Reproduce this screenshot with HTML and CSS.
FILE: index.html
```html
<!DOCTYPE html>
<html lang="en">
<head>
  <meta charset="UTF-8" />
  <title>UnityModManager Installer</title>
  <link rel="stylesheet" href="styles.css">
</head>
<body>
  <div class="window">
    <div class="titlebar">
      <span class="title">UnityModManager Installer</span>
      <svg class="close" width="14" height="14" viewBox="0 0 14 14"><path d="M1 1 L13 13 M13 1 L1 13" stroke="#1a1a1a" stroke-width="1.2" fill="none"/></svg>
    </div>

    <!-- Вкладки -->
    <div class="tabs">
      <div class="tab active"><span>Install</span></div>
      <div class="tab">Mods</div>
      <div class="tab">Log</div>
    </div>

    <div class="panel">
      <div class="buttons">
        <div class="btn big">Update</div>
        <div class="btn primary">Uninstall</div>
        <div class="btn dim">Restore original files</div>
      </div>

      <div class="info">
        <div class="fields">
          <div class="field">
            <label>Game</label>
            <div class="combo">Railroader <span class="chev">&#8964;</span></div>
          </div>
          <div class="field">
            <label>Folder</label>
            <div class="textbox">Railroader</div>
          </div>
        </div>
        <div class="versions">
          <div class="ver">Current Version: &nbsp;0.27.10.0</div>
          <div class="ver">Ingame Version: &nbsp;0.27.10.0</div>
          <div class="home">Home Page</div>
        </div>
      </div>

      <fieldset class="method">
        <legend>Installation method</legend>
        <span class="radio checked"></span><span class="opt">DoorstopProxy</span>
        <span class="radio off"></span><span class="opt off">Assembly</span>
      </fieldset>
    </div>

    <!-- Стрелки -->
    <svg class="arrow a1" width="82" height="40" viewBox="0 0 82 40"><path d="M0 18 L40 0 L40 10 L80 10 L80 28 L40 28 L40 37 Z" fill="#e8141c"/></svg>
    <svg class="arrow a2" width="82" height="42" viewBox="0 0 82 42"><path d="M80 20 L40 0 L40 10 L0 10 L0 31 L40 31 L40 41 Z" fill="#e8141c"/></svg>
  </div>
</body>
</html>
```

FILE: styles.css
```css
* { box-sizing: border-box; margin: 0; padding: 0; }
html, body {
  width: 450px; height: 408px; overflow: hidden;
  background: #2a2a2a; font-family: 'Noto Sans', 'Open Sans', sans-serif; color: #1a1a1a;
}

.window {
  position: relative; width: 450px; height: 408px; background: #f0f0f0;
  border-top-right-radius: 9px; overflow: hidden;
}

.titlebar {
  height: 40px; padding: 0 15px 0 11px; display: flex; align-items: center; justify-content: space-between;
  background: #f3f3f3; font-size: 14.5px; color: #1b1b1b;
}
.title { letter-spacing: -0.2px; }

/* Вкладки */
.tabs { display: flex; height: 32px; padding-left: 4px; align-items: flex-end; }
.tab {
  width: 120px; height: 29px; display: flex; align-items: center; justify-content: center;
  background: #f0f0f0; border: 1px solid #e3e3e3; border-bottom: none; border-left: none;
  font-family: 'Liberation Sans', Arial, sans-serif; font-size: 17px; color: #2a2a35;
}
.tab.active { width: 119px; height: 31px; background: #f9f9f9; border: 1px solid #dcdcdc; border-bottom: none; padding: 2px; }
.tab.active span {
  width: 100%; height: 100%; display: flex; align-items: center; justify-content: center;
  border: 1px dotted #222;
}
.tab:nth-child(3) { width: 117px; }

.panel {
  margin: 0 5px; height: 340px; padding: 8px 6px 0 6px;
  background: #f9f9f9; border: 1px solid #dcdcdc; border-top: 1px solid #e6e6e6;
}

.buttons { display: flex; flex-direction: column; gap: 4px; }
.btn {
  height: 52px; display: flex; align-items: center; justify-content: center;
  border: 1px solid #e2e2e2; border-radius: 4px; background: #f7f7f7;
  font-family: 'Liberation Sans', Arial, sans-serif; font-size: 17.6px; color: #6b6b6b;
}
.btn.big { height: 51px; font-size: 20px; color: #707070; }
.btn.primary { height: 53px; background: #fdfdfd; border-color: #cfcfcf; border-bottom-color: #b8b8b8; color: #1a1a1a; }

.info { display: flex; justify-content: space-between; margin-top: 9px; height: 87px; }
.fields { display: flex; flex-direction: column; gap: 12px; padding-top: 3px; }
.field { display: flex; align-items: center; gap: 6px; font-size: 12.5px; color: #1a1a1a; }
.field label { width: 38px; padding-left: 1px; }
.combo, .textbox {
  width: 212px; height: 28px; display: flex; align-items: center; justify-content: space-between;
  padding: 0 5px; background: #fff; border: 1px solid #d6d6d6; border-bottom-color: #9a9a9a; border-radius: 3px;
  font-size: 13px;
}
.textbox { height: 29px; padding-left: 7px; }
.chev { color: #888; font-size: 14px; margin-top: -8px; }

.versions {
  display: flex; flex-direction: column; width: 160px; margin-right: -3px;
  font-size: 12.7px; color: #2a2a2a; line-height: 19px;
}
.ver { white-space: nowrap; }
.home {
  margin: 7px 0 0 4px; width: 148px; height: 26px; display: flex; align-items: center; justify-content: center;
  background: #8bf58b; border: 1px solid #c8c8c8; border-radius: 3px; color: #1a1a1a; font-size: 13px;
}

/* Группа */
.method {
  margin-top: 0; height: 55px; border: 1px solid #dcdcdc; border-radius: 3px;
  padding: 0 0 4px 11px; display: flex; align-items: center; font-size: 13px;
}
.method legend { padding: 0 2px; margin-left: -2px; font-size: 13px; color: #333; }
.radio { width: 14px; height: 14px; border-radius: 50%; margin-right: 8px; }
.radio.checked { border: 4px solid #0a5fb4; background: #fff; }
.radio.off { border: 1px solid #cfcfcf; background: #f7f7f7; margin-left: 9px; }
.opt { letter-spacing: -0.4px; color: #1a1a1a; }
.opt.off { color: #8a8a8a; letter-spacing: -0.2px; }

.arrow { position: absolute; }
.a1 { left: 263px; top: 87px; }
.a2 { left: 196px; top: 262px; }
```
━━━━━━━━━━━━━━━━━━━━
Reproduce the listing shown above in its entirety, exactly.

Reproduce this screenshot with HTML and CSS.
FILE: index.html
```html
<!DOCTYPE html>
<html lang="en">
<head>
  <meta charset="UTF-8" />
  <title>UnityModManager Installer</title>
  <link rel="stylesheet" href="styles.css">
</head>
<body>
  <div class="window">
    <div class="titlebar">
      <span class="title">UnityModManager Installer</span>
      <svg class="close" width="14" height="14" viewBox="0 0 14 14"><path d="M1 1 L13 13 M13 1 L1 13" stroke="#1a1a1a" stroke-width="1.2" fill="none"/></svg>
    </div>

    <!-- Вкладки -->
    <div class="tabs">
      <div class="tab active"><span>Install</span></div>
      <div class="tab">Mods</div>
      <div class="tab">Log</div>
    </div>

    <div class="panel">
      <div class="buttons">
        <div class="btn big">Update</div>
        <div class="btn primary">Uninstall</div>
        <div class="btn dim">Restore original files</div>
      </div>

      <div class="info">
        <div class="fields">
          <div class="field">
            <label>Game</label>
            <div class="combo">Railroader <span class="chev">&#8964;</span></div>
          </div>
          <div class="field">
            <label>Folder</label>
            <div class="textbox">Railroader</div>
          </div>
        </div>
        <div class="versions">
          <div class="ver">Current Version: &nbsp;0.27.10.0</div>
          <div class="ver">Ingame Version: &nbsp;0.27.10.0</div>
          <div class="home">Home Page</div>
        </div>
      </div>

      <fieldset class="method">
        <legend>Installation method</legend>
        <span class="radio checked"></span><span class="opt">DoorstopProxy</span>
        <span class="radio off"></span><span class="opt off">Assembly</span>
      </fieldset>
    </div>

    <!-- Стрелки -->
    <svg class="arrow a1" width="82" height="40" viewBox="0 0 82 40"><path d="M0 18 L40 0 L40 10 L80 10 L80 28 L40 28 L40 37 Z" fill="#e8141c"/></svg>
    <svg class="arrow a2" width="82" height="42" viewBox="0 0 82 42"><path d="M80 20 L40 0 L40 10 L0 10 L0 31 L40 31 L40 41 Z" fill="#e8141c"/></svg>
  </div>
</body>
</html>
```

FILE: styles.css
```css
* { box-sizing: border-box; margin: 0; padding: 0; }
html, body {
  width: 450px; height: 408px; overflow: hidden;
  background: #2a2a2a; font-family: 'Noto Sans', 'Open Sans', sans-serif; color: #1a1a1a;
}

.window {
  position: relative; width: 450px; height: 408px; background: #f0f0f0;
  border-top-right-radius: 9px; overflow: hidden;
}

.titlebar {
  height: 40px; padding: 0 15px 0 11px; display: flex; align-items: center; justify-content: space-between;
  background: #f3f3f3; font-size: 14.5px; color: #1b1b1b;
}
.title { letter-spacing: -0.2px; }

/* Вкладки */
.tabs { display: flex; height: 32px; padding-left: 4px; align-items: flex-end; }
.tab {
  width: 120px; height: 29px; display: flex; align-items: center; justify-content: center;
  background: #f0f0f0; border: 1px solid #e3e3e3; border-bottom: none; border-left: none;
  font-family: 'Liberation Sans', Arial, sans-serif; font-size: 17px; color: #2a2a35;
}
.tab.active { width: 119px; height: 31px; background: #f9f9f9; border: 1px solid #dcdcdc; border-bottom: none; padding: 2px; }
.tab.active span {
  width: 100%; height: 100%; display: flex; align-items: center; justify-content: center;
  border: 1px dotted #222;
}
.tab:nth-child(3) { width: 117px; }

.panel {
  margin: 0 5px; height: 340px; padding: 8px 6px 0 6px;
  background: #f9f9f9; border: 1px solid #dcdcdc; border-top: 1px solid #e6e6e6;
}

.buttons { display: flex; flex-direction: column; gap: 4px; }
.btn {
  height: 52px; display: flex; align-items: center; justify-content: center;
  border: 1px solid #e2e2e2; border-radius: 4px; background: #f7f7f7;
  font-family: 'Liberation Sans', Arial, sans-serif; font-size: 17.6px; color: #6b6b6b;
}
.btn.big { height: 51px; font-size: 20px; color: #707070; }
.btn.primary { height: 53px; background: #fdfdfd; border-color: #cfcfcf; border-bottom-color: #b8b8b8; color: #1a1a1a; }

.info { display: flex; justify-content: space-between; margin-top: 9px; height: 87px; }
.fields { display: flex; flex-direction: column; gap: 12px; padding-top: 3px; }
.field { display: flex; align-items: center; gap: 6px; font-size: 12.5px; color: #1a1a1a; }
.field label { width: 38px; padding-left: 1px; }
.combo, .textbox {
  width: 212px; height: 28px; display: flex; align-items: center; justify-content: space-between;
  padding: 0 5px; background: #fff; border: 1px solid #d6d6d6; border-bottom-color: #9a9a9a; border-radius: 3px;
  font-size: 13px;
}
.textbox { height: 29px; padding-left: 7px; }
.chev { color: #888; font-size: 14px; margin-top: -8px; }

.versions {
  display: flex; flex-direction: column; width: 160px; margin-right: -3px;
  font-size: 12.7px; color: #2a2a2a; line-height: 19px;
}
.ver { white-space: nowrap; }
.home {
  margin: 7px 0 0 4px; width: 148px; height: 26px; display: flex; align-items: center; justify-content: center;
  background: #8bf58b; border: 1px solid #c8c8c8; border-radius: 3px; color: #1a1a1a; font-size: 13px;
}

/* Группа */
.method {
  margin-top: 0; height: 55px; border: 1px solid #dcdcdc; border-radius: 3px;
  padding: 0 0 4px 11px; display: flex; align-items: center; font-size: 13px;
}
.method legend { padding: 0 2px; margin-left: -2px; font-size: 13px; color: #333; }
.radio { width: 14px; height: 14px; border-radius: 50%; margin-right: 8px; }
.radio.checked { border: 4px solid #0a5fb4; background: #fff; }
.radio.off { border: 1px solid #cfcfcf; background: #f7f7f7; margin-left: 9px; }
.opt { letter-spacing: -0.4px; color: #1a1a1a; }
.opt.off { color: #8a8a8a; letter-spacing: -0.2px; }

.arrow { position: absolute; }
.a1 { left: 263px; top: 87px; }
.a2 { left: 196px; top: 262px; }
```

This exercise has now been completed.